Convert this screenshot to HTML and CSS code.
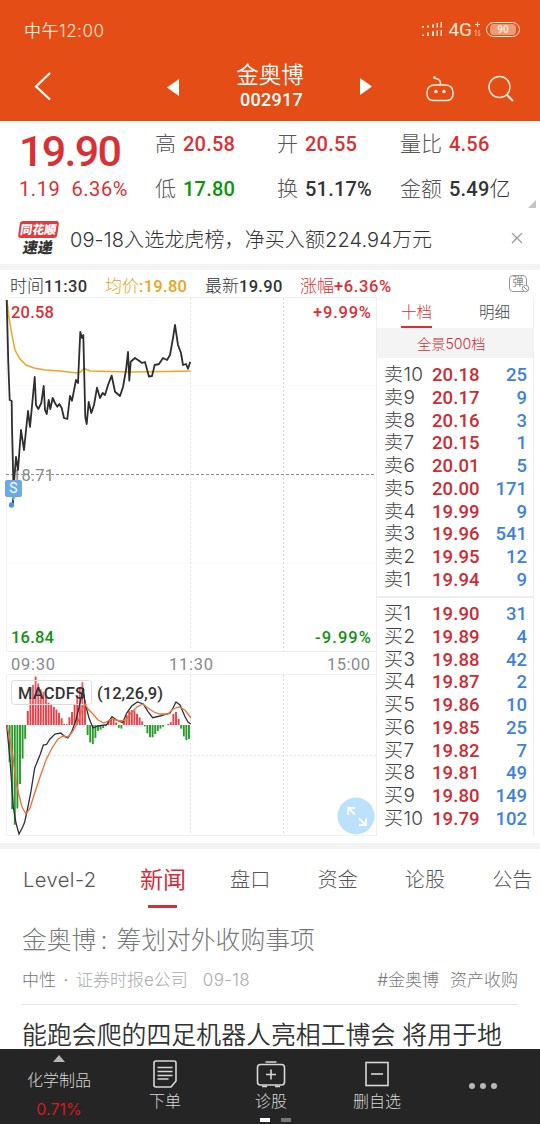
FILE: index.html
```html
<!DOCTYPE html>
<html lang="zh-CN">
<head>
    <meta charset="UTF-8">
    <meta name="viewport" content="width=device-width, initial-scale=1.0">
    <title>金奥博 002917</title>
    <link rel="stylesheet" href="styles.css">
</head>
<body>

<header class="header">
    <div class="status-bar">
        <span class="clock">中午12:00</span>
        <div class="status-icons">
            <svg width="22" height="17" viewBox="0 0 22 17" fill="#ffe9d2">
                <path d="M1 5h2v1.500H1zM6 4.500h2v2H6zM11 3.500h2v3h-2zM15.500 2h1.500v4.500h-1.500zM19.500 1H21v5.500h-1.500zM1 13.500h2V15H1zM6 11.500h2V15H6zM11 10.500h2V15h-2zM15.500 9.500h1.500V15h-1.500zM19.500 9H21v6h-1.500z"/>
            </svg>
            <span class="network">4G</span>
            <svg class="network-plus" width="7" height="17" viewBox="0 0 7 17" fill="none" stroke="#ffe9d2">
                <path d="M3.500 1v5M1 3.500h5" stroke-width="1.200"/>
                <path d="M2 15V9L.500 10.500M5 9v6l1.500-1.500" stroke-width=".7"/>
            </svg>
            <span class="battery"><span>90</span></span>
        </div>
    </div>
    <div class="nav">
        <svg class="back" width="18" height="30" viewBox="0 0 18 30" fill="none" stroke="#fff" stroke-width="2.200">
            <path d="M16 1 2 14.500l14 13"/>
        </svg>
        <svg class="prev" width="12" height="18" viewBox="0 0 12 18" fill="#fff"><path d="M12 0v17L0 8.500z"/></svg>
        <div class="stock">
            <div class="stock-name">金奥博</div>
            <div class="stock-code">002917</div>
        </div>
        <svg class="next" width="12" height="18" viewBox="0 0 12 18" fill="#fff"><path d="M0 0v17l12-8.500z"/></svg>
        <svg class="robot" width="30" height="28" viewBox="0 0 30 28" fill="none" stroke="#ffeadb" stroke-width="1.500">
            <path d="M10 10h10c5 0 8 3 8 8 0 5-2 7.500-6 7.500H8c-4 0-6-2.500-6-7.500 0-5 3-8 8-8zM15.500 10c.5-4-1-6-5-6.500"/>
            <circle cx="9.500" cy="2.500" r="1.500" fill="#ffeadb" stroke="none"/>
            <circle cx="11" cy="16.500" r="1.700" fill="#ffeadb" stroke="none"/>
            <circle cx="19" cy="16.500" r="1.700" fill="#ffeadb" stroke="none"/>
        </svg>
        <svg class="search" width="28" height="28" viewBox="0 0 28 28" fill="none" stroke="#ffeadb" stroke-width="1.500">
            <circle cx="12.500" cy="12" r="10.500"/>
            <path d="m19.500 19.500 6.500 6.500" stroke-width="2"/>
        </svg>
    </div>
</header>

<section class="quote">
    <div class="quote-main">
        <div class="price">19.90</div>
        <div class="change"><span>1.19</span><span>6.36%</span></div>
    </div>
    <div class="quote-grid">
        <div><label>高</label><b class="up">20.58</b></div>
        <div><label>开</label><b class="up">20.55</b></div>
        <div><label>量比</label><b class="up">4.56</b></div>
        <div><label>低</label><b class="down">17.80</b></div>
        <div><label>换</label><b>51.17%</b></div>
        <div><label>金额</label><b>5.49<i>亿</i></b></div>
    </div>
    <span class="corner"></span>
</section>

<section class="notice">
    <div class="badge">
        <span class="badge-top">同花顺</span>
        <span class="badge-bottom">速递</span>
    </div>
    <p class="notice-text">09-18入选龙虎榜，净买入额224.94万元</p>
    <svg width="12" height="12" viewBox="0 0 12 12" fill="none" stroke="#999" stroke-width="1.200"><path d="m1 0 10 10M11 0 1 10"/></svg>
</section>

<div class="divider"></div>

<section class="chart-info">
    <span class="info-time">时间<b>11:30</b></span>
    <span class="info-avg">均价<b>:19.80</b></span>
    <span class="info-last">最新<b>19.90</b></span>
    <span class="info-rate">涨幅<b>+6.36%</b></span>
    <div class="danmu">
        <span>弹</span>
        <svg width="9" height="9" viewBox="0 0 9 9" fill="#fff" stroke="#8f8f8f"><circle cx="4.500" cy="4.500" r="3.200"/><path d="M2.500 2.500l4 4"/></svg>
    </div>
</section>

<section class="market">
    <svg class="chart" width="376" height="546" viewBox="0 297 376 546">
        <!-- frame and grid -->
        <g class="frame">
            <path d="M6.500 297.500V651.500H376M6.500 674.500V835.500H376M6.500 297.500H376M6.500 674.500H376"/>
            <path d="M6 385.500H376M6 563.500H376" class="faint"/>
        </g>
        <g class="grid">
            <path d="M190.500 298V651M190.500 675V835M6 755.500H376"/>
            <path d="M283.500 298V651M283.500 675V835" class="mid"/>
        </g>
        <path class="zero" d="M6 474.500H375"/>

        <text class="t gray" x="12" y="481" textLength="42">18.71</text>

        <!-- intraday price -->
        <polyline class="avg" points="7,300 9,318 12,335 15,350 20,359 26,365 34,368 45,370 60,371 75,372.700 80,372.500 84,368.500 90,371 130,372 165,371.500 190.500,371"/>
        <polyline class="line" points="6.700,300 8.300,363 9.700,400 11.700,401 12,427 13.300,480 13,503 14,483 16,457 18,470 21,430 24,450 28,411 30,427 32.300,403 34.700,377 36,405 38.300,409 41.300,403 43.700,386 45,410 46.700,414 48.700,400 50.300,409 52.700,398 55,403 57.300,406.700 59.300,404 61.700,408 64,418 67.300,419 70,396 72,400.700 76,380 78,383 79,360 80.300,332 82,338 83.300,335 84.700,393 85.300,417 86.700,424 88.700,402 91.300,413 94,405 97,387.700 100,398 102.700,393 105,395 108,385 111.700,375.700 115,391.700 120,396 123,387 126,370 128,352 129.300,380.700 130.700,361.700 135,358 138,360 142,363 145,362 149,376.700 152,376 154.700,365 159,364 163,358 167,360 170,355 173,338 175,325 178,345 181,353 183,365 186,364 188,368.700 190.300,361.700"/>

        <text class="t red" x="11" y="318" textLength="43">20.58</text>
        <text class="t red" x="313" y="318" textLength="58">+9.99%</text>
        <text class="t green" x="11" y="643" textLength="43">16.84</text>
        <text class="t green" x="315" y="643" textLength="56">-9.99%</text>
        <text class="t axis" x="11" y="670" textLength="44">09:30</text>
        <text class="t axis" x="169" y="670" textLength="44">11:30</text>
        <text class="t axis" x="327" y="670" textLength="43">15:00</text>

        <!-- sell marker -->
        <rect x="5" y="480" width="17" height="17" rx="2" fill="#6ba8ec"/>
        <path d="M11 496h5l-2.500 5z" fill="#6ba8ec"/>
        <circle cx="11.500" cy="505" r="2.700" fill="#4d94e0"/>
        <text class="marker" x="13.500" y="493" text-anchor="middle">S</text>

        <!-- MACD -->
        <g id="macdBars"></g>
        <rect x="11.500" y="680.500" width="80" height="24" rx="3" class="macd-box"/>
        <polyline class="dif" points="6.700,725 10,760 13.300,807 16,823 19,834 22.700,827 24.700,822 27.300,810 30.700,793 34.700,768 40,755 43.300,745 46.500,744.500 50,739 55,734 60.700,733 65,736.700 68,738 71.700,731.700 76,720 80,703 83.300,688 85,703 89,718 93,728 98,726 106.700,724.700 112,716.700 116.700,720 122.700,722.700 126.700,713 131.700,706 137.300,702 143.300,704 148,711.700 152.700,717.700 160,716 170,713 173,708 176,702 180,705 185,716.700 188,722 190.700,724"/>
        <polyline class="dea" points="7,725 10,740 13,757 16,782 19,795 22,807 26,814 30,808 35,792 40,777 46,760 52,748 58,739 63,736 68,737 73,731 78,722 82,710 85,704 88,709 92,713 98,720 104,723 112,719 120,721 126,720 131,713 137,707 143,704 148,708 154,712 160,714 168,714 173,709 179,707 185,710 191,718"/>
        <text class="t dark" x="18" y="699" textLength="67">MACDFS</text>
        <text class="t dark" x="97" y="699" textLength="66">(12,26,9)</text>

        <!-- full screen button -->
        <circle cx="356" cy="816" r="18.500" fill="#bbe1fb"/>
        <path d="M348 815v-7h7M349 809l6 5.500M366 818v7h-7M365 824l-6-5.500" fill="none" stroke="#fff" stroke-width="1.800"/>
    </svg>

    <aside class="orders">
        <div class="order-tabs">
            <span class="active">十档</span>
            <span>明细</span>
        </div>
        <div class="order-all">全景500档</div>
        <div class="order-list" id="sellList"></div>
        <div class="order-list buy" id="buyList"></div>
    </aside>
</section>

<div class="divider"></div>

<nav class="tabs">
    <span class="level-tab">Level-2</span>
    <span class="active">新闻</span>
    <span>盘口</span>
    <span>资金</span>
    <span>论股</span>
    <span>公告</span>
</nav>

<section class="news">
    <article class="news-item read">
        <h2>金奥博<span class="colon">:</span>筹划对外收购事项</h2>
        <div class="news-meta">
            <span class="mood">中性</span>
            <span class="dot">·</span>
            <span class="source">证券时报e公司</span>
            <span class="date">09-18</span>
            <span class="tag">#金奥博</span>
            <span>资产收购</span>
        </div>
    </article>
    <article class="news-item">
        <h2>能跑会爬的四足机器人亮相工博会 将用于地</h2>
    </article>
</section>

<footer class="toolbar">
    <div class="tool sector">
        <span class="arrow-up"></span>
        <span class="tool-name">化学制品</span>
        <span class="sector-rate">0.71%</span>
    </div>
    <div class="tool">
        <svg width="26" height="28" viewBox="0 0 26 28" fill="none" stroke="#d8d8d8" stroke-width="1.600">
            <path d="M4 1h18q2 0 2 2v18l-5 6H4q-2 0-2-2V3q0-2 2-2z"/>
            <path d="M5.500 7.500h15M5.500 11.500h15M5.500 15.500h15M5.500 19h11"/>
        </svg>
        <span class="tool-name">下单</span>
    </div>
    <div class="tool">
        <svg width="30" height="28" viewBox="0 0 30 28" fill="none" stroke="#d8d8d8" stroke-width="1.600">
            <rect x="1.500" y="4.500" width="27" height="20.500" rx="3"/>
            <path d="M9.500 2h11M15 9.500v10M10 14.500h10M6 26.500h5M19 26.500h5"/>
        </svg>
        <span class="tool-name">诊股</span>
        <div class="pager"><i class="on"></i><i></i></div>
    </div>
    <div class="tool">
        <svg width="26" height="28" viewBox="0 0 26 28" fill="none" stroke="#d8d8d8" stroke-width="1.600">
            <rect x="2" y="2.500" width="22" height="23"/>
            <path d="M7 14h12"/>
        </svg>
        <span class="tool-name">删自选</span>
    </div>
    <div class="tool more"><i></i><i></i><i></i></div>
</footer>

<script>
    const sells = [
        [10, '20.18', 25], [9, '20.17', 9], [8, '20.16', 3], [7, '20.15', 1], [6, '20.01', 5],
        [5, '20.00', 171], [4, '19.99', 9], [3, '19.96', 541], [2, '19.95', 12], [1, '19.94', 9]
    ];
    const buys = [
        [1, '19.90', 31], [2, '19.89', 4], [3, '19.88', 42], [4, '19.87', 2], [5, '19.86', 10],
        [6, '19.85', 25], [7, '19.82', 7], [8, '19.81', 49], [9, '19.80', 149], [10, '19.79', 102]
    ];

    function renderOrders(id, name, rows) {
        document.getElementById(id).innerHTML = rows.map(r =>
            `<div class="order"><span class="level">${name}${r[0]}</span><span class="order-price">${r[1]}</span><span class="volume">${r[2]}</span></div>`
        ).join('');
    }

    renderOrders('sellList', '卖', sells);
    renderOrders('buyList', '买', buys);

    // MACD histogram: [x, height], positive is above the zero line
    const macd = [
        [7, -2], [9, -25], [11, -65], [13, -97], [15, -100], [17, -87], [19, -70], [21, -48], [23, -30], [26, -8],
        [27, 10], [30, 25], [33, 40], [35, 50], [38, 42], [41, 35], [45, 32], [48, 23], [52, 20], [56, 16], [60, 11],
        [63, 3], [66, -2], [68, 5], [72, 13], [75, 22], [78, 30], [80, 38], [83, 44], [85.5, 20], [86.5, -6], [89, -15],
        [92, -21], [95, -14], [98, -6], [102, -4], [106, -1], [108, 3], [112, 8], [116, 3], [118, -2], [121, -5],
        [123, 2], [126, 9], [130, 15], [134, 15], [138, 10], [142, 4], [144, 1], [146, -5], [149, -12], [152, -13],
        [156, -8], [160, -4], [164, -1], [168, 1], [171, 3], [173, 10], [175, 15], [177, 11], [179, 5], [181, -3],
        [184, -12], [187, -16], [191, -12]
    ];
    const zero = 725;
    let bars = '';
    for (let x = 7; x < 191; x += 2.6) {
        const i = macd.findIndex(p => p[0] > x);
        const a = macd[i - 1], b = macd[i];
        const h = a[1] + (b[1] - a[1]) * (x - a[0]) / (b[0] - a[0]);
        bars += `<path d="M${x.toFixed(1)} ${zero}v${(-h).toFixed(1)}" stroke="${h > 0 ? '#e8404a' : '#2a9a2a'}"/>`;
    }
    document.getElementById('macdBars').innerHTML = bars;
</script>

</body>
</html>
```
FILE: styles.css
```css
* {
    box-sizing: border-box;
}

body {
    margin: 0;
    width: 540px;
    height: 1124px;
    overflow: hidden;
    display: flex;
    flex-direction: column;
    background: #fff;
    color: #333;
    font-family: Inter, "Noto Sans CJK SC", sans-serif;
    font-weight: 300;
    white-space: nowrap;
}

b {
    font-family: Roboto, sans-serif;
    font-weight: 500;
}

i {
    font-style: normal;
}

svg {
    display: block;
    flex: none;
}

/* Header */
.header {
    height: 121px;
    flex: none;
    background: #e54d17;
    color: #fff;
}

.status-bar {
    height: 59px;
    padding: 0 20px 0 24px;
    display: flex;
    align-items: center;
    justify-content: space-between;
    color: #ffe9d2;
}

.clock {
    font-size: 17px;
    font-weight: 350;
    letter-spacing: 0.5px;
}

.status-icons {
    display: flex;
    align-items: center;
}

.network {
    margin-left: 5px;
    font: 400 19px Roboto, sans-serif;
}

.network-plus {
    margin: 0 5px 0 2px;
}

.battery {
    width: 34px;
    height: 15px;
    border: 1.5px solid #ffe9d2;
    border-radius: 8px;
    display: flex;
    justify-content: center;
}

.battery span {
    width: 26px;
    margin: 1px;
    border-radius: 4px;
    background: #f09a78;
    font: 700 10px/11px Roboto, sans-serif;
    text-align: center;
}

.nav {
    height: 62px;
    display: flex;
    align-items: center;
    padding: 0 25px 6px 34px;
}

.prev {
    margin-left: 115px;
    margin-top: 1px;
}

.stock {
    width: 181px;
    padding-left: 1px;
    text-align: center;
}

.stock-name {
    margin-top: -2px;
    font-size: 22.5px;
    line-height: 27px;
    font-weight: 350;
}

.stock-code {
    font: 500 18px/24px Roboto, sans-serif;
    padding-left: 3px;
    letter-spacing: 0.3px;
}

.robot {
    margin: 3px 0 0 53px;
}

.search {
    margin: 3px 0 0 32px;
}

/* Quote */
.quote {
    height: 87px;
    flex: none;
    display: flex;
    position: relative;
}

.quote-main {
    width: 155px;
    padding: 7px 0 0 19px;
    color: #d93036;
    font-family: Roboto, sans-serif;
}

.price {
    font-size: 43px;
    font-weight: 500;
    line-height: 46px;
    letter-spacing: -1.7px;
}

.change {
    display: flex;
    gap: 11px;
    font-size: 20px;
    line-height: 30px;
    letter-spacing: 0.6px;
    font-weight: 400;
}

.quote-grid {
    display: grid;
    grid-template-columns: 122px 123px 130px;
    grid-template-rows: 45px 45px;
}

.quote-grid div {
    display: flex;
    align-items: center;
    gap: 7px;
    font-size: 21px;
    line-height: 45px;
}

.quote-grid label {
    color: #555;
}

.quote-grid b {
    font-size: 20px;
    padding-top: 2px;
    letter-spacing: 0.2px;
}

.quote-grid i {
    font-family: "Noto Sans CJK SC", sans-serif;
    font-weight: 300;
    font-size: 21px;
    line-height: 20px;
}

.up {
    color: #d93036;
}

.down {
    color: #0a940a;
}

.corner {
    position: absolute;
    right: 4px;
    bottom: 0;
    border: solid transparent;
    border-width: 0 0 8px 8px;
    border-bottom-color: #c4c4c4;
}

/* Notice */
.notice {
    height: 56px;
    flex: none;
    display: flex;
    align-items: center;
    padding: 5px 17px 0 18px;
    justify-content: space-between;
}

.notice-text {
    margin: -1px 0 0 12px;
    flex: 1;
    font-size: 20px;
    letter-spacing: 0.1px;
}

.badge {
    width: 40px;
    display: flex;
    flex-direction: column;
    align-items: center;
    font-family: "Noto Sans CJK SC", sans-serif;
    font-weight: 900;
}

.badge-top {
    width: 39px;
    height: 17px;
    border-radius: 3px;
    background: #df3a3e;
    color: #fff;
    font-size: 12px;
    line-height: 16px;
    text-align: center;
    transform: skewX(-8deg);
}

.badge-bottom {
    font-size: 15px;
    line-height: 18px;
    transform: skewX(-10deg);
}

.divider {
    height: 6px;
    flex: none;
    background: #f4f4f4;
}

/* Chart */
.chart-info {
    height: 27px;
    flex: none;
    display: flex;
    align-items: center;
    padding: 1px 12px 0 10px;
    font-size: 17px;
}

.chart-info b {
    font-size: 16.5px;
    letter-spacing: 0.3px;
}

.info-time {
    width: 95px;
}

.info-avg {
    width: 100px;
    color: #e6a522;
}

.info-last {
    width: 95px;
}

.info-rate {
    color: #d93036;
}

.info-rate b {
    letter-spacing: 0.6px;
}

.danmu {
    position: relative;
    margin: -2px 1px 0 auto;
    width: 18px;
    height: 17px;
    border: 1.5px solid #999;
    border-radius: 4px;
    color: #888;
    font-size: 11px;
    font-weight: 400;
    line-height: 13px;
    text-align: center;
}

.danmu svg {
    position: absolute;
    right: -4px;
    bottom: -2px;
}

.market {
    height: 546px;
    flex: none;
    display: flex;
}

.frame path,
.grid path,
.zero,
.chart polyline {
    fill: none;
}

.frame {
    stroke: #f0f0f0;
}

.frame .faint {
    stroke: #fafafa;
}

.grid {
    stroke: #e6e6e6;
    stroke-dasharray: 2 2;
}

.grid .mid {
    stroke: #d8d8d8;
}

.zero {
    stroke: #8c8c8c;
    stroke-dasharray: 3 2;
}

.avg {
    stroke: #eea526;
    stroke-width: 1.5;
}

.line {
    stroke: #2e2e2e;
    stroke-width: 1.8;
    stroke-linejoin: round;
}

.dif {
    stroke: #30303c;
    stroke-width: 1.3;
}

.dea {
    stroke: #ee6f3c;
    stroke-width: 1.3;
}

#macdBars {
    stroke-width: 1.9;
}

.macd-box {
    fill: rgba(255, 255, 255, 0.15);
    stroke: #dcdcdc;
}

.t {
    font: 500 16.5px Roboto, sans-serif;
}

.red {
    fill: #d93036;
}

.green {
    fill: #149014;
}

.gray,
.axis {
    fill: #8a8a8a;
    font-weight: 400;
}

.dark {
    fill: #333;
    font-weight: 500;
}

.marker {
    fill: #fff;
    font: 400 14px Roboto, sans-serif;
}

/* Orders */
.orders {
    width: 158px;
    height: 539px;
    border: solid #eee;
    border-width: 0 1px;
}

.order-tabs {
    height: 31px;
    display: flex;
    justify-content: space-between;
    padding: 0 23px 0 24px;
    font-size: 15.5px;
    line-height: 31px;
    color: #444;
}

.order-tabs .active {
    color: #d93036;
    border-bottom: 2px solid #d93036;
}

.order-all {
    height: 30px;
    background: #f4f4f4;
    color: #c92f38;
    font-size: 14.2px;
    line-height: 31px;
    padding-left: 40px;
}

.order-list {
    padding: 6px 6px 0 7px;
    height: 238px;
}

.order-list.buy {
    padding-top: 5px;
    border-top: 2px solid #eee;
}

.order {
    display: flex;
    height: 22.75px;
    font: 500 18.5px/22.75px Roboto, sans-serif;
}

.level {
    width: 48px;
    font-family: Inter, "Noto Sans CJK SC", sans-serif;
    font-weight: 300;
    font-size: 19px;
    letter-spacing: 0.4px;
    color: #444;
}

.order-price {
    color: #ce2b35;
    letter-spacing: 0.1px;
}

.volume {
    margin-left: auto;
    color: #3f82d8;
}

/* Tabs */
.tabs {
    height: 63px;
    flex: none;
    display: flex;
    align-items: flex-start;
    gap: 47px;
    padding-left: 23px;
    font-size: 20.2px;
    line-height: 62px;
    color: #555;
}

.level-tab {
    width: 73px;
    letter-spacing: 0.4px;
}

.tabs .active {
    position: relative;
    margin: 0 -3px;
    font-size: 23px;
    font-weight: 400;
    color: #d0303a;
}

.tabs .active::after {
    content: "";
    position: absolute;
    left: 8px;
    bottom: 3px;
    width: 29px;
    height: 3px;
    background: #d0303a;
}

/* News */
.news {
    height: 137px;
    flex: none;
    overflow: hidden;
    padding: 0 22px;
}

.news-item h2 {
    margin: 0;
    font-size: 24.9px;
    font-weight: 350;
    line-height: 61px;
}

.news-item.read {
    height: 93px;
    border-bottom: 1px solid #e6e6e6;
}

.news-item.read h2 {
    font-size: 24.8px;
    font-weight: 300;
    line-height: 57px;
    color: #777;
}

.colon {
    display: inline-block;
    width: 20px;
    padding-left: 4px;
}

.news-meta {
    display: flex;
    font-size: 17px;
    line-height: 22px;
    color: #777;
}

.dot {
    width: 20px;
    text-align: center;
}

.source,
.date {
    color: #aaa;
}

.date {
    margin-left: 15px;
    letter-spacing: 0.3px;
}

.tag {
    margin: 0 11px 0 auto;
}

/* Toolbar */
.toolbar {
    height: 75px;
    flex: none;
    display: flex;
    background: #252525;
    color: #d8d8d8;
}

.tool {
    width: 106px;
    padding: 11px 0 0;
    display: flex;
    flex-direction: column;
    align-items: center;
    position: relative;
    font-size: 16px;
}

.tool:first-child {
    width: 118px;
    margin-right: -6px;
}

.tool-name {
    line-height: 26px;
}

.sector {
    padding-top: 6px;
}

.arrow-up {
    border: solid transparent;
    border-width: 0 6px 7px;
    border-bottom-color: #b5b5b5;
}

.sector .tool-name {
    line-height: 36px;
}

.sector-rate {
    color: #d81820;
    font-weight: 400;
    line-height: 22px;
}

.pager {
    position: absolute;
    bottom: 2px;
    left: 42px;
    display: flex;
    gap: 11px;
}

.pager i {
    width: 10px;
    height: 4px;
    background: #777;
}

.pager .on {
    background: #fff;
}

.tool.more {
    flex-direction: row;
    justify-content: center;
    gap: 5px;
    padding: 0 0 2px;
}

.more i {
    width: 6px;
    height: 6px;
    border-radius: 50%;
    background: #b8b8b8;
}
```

# What you will do:
Find the word "code" and list each line it appears in.

# Written reply:
Convert this screenshot to HTML and CSS code.
            <div class="stock-code">002917</div>
.stock-code {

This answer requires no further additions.